# [The request]
Copy the lines of the data below exactly, starting at the first and stopping after the line that contains "import React from"; include no pictures.

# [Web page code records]
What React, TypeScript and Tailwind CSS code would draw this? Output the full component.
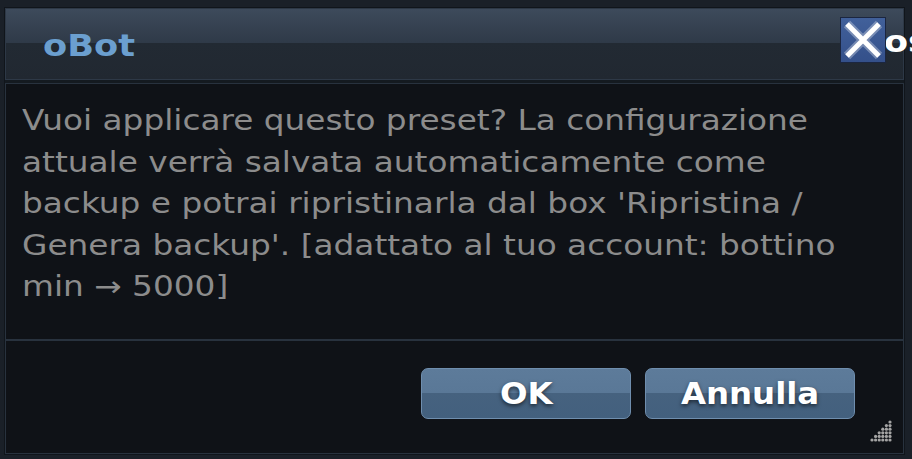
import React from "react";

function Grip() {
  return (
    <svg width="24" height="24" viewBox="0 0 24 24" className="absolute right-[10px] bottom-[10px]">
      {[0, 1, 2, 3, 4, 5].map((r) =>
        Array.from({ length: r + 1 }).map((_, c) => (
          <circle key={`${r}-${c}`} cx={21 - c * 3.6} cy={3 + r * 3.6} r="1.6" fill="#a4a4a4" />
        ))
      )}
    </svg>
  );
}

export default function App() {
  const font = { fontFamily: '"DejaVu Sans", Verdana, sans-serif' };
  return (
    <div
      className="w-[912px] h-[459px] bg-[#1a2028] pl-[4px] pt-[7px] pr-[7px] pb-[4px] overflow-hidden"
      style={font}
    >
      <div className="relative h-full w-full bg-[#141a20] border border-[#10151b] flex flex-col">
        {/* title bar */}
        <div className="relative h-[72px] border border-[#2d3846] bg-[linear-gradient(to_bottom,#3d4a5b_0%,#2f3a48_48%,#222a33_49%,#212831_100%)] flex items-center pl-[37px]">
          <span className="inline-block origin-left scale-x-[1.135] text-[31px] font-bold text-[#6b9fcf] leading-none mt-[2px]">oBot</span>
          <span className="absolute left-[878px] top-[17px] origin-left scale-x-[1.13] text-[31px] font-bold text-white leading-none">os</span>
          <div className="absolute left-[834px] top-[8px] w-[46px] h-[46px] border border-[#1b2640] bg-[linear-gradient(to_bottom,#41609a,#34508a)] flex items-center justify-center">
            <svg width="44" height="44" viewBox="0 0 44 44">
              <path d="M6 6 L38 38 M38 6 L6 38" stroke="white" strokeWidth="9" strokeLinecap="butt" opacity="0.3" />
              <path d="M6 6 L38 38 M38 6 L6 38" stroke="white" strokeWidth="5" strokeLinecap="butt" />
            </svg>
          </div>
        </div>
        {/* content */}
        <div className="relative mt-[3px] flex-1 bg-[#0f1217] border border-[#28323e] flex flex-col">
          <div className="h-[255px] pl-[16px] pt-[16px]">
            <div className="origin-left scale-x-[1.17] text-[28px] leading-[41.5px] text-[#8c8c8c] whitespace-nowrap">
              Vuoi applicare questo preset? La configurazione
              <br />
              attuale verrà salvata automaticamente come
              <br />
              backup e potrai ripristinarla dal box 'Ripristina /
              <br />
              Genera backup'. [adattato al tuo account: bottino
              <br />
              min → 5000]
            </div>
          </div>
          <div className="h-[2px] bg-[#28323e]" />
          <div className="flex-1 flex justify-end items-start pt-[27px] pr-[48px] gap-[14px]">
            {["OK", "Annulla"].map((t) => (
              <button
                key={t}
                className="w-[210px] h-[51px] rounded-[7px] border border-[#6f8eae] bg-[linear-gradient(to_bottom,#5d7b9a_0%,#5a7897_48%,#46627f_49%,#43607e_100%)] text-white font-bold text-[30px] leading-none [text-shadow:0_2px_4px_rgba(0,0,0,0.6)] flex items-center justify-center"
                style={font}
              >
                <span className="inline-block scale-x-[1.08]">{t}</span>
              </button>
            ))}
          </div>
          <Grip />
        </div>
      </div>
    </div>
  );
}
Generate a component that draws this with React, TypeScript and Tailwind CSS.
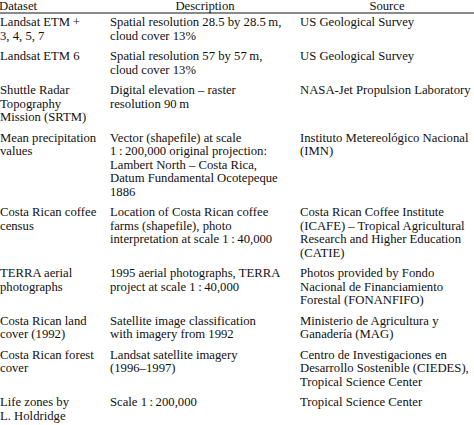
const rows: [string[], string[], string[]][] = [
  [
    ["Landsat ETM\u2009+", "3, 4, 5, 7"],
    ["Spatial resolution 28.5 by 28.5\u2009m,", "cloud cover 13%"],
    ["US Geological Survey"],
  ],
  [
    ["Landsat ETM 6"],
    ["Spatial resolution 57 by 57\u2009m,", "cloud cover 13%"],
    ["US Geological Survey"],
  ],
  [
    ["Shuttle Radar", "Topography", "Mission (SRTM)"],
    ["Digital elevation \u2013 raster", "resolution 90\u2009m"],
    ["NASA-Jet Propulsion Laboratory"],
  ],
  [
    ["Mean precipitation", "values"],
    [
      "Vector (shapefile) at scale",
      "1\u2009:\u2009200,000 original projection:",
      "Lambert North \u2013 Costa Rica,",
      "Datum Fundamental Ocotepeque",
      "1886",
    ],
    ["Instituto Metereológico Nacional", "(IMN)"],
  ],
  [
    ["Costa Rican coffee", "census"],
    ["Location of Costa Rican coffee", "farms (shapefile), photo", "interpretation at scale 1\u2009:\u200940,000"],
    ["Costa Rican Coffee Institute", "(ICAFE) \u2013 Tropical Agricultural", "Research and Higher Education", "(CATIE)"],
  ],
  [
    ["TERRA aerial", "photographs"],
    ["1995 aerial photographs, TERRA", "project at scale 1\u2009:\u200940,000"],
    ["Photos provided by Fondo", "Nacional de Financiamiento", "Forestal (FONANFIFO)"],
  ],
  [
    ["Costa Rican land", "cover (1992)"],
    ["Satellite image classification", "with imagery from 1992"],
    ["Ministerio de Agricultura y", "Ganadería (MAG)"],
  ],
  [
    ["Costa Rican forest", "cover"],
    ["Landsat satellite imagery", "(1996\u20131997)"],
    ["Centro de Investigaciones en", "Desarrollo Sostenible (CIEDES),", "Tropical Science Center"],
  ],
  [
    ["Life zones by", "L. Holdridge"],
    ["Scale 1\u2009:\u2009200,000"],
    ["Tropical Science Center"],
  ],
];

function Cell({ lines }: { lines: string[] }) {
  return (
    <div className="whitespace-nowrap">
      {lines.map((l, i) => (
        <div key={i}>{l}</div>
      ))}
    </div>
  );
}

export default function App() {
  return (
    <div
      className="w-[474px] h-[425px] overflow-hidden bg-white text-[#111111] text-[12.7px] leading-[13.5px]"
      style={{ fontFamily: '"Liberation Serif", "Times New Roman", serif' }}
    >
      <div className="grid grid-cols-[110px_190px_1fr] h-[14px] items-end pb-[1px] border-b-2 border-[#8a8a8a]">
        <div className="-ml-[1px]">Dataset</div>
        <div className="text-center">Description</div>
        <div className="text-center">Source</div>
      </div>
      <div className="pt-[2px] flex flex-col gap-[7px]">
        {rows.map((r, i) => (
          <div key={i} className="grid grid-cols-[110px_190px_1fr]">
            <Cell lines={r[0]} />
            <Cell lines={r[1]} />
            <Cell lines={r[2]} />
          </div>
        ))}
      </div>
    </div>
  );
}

# [The response]
What React, TypeScript and Tailwind CSS code would draw this? Output the full component.
import React from "react";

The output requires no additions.